New Wave distinguished itself not only through its attitude but also through its sound. Instead of punk's stripped-down reliance on guitar, bass, and drums, New Wave bands expanded their palette with synthesizers, keyboards, and wind instruments. Where punk generated propulsion through relentless guitar strumming,New Wave often centered songs on repeating bass patterns and concise melodic riffs. Singers retained punk's limited vocal range and speech-like delivery but abandoned its shouted intensity, favoring cool, detached performances that conveyed alienation with reserve rather than rage. The result was music that felt more urbane, artsy, ironic, and clever. reflected the backgrounds of many New Wave musicians. The shift toward synthesizers, detached vocals, and art-school aesthetics reflected the backgrounds of many New Wave musicians. With ties to visual art, design, and performance, they brought a cultivated sensibility that appealed to college audiences and proved easier for labels to market.
Industry rebranding, however, was only part of the story. In England, critics such as Jon Savage began applying terms like "new musick" and "post-punk" to describe groups that were pushing beyond punk's garage rock roots. Bands such as Devo, Blondie, and Talking Heads absorbed influences from electronic music, funk, reggae, and art rock, creating a futuristic soundscape without severing ties to rock tradition. For some listeners, New Wave represented punk's natural evolution—subtler, more melodic, and less grotesque than punk's flirtations with sadomasochism and shock. For others, it was little more than a marketing strategy designed to make confrontational music palatable to wider audiences.
Whatever its origins, New Wave crystallized a cultural moment. It balanced art-school sensibilities with pop accessibility, embraced alienation as irony, and revamped punk's rebellion into something sleeker, more melodic, and marketable. By the end of the decade, New Wave had become the dominant language of alternative music, with bands that translated these ideas into distinctive sonic and visual styles. Among them, few embodied the movement's wit, irony, and futuristic sensibility as vividly as Devo.
Devo
Formed in 1975 by Jerry Casale and Mark Mothersbaugh, art students at Kent State University, Devo began as a soundtrack project for their satirical short film The Truth About De-Evolution. The name itself, an abbreviation of "de-evolution," expressed their conviction that modern society was not advancing but actively sliding backward. Their first singles, "Mongoloid” and "Jocko Homo," set the tone for what would become their signature aesthetic: mechanical repetition, absurd humor, and an anxious fascination with technology's dehumanizing effects. "Jocko Homo," with its chant-like refrain "Are we not men?

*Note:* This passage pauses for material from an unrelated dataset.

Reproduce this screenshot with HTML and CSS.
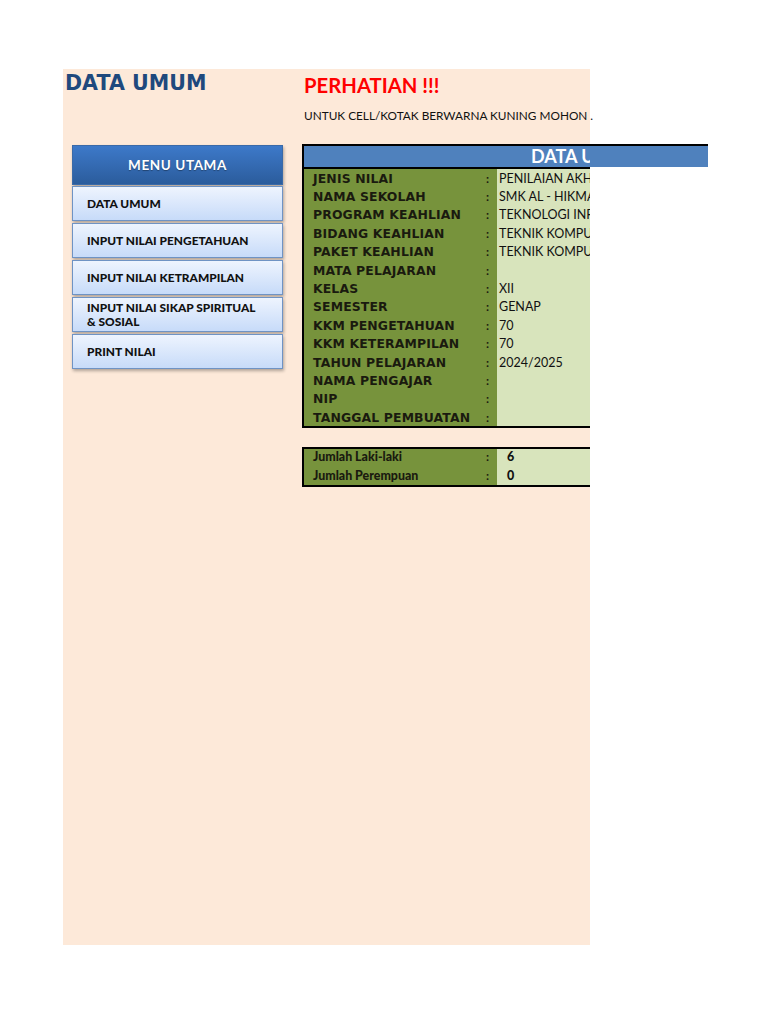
FILE: index.html
```html
<!DOCTYPE html>
<html>
<head>
<meta charset="utf-8">
<link rel="stylesheet" href="styles.css">
</head>
<body>
<div class="sheet">
  <div class="left">
    <h1 class="title">DATA UMUM</h1>
    <nav class="menu">
      <div class="menu-head">MENU UTAMA</div>
      <div class="menu-item">DATA UMUM</div>
      <div class="menu-item">INPUT NILAI PENGETAHUAN</div>
      <div class="menu-item">INPUT NILAI KETRAMPILAN</div>
      <div class="menu-item two">INPUT NILAI SIKAP SPIRITUAL<br>&amp; SOSIAL</div>
      <div class="menu-item">PRINT NILAI</div>
    </nav>
  </div>
  <div class="right">
    <div class="warn">PERHATIAN !!!</div>
    <div class="note">UNTUK CELL/KOTAK BERWARNA KUNING MOHON .</div>
    <div class="banner"><div class="banner-clip"><span>DATA U</span></div></div>
    <div class="clip">
      <div class="table main">
        <div class="row"><span class="lab">JENIS NILAI</span><span class="col">:</span><span class="val">PENILAIAN AKHI</span></div>
        <div class="row"><span class="lab">NAMA SEKOLAH</span><span class="col">:</span><span class="val">SMK AL - HIKMA</span></div>
        <div class="row"><span class="lab">PROGRAM KEAHLIAN</span><span class="col">:</span><span class="val">TEKNOLOGI INF</span></div>
        <div class="row"><span class="lab">BIDANG KEAHLIAN</span><span class="col">:</span><span class="val">TEKNIK KOMPU</span></div>
        <div class="row"><span class="lab">PAKET KEAHLIAN</span><span class="col">:</span><span class="val">TEKNIK KOMPU</span></div>
        <div class="row"><span class="lab">MATA PELAJARAN</span><span class="col">:</span><span class="val"></span></div>
        <div class="row"><span class="lab">KELAS</span><span class="col">:</span><span class="val">XII</span></div>
        <div class="row"><span class="lab">SEMESTER</span><span class="col">:</span><span class="val">GENAP</span></div>
        <div class="row"><span class="lab">KKM PENGETAHUAN</span><span class="col">:</span><span class="val">70</span></div>
        <div class="row"><span class="lab">KKM KETERAMPILAN</span><span class="col">:</span><span class="val">70</span></div>
        <div class="row"><span class="lab">TAHUN PELAJARAN</span><span class="col">:</span><span class="val">2024/2025</span></div>
        <div class="row"><span class="lab">NAMA PENGAJAR</span><span class="col">:</span><span class="val"></span></div>
        <div class="row"><span class="lab">NIP</span><span class="col">:</span><span class="val"></span></div>
        <div class="row"><span class="lab">TANGGAL PEMBUATAN</span><span class="col">:</span><span class="val"></span></div>
      </div>
      <div class="table count">
        <div class="row"><span class="lab">Jumlah Laki-laki</span><span class="col">:</span><span class="val">6</span></div>
        <div class="row"><span class="lab">Jumlah Perempuan</span><span class="col">:</span><span class="val">0</span></div>
      </div>
    </div>
  </div>
</div>
</body>
</html>
```

FILE: styles.css
```css
html, body {
  margin: 0;
  padding: 0;
  background: #ffffff;
}
body {
  padding: 69px 0 0 63px;
  font-family: "Lato", "Liberation Sans", sans-serif;
}
.sheet {
  width: 527px;
  height: 876px;
  background: #fde9d9;
  display: flex;
  position: relative;
}
.left {
  width: 239px;
  flex: none;
}
.title {
  margin: 0;
  padding: 0 0 0 2px;
  font-family: "DejaVu Sans", Verdana, sans-serif;
  font-weight: bold;
  font-size: 20.6px;
  line-height: 28px;
  color: #1f497d;
}
.menu {
  margin: 48px 0 0 9px;
  width: 211px;
  display: flex;
  flex-direction: column;
  gap: 2px;
}
.menu-head {
  height: 40px;
  background: linear-gradient(#3d79c9, #2b5c9c);
  border: 1px solid #3a6aa8;
  box-sizing: border-box;
  color: #ffffff;
  font-weight: bold;
  font-size: 13.5px;
  letter-spacing: 0.6px;
  display: flex;
  align-items: center;
  justify-content: center;
  text-shadow: 0 1px 1px rgba(0,0,0,0.35);
  box-shadow: 1px 2px 3px rgba(0,0,0,0.3);
  margin-bottom: -1px;
}
.menu-item {
  height: 35px;
  box-sizing: border-box;
  background: linear-gradient(#eef4fe, #c7dbf9);
  border: 1px solid #6f93c4;
  color: #111111;
  font-weight: 900;
  font-size: 11.9px;
  padding-left: 14px;
  display: flex;
  align-items: center;
  box-shadow: 1px 2px 3px rgba(0,0,0,0.3);
  line-height: 14px;
}
.menu-item.two {
  align-items: flex-start;
  padding-top: 3px;
}
.right {
  width: 288px;
  flex: none;
}
.warn {
  margin-top: 5px;
  font-weight: bold;
  font-size: 20.3px;
  line-height: 22px;
  color: #ff0000;
  padding-left: 2px;
}
.note {
  margin-top: 13px;
  font-size: 11.8px;
  line-height: 14px;
  padding-left: 2px;
  white-space: nowrap;
  color: #111111;
}
.banner {
  margin-top: 21px;
  width: 406px;
  height: 23px;
  background: #4f81bd;
  border-left: 2px solid #000;
  border-top: 2px solid #000;
  box-sizing: border-box;
}
.banner-clip {
  width: 286px;
  overflow: hidden;
}
.banner-clip span {
  display: block;
  padding-left: 227px;
  color: #ffffff;
  font-weight: bold;
  font-size: 18px;
  line-height: 21px;
  white-space: nowrap;
}
.clip {
  width: 288px;
  overflow: hidden;
}
.table {
  width: 400px;
  border: 2px solid #000;
  border-right: none;
  box-sizing: border-box;
  background: linear-gradient(90deg, #77933c 193px, #d8e4bc 193px);
}
.row {
  display: flex;
  height: 18.4px;
  align-items: center;
  white-space: nowrap;
}
.lab {
  width: 182px;
  padding-left: 9px;
  box-sizing: border-box;
  font-family: "DejaVu Sans", Verdana, sans-serif;
  font-weight: bold;
  font-size: 12.4px;
  color: #1a1a0f;
  letter-spacing: 0.15px;
}
.col {
  width: 11px;
  font-size: 12px;
  color: #1a1a0f;
  font-weight: bold;
}
.val {
  padding-left: 2px;
  font-size: 12.5px;
  color: #111;
}
.count {
  margin-top: 19px;
}
.count .row {
  height: 18px;
  padding-bottom: 3px;
  box-sizing: border-box;
}
.count .row + .row {
  height: 18px;
  padding-bottom: 1px;
}
.count .lab {
  font-family: "Lato", "Liberation Sans", sans-serif;
  font-weight: 900;
  font-size: 12.4px;
  letter-spacing: 0;
}
.count .val {
  padding-left: 10px;
  font-weight: 900;
}
```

We are Devo," became the band's rallying cry, performed live as a robotic mantra supporting the claim that technology had stripped away human essence. Its synthesized, repetitive instrumental backing further heightened the perception of detachment from emotion.
Equally striking was the group's visual presentation. Drawing on the campy futurism of 1950s science fiction, Devo appeared in industrial uniforms, plastic jumpsuits, and, most famously, their red "energy dome" hats. These rigid, molded headpieces doubled as both satire and critique: they resembled props from a B-movie yet were described by the band as devices designed to recapture wasted energy in a conformist, technologically drained society. Paired with alienated vocals and synthesized textures, Devo's stage persona heightened the impression of a band deliberately estranged from ordinary human feeling.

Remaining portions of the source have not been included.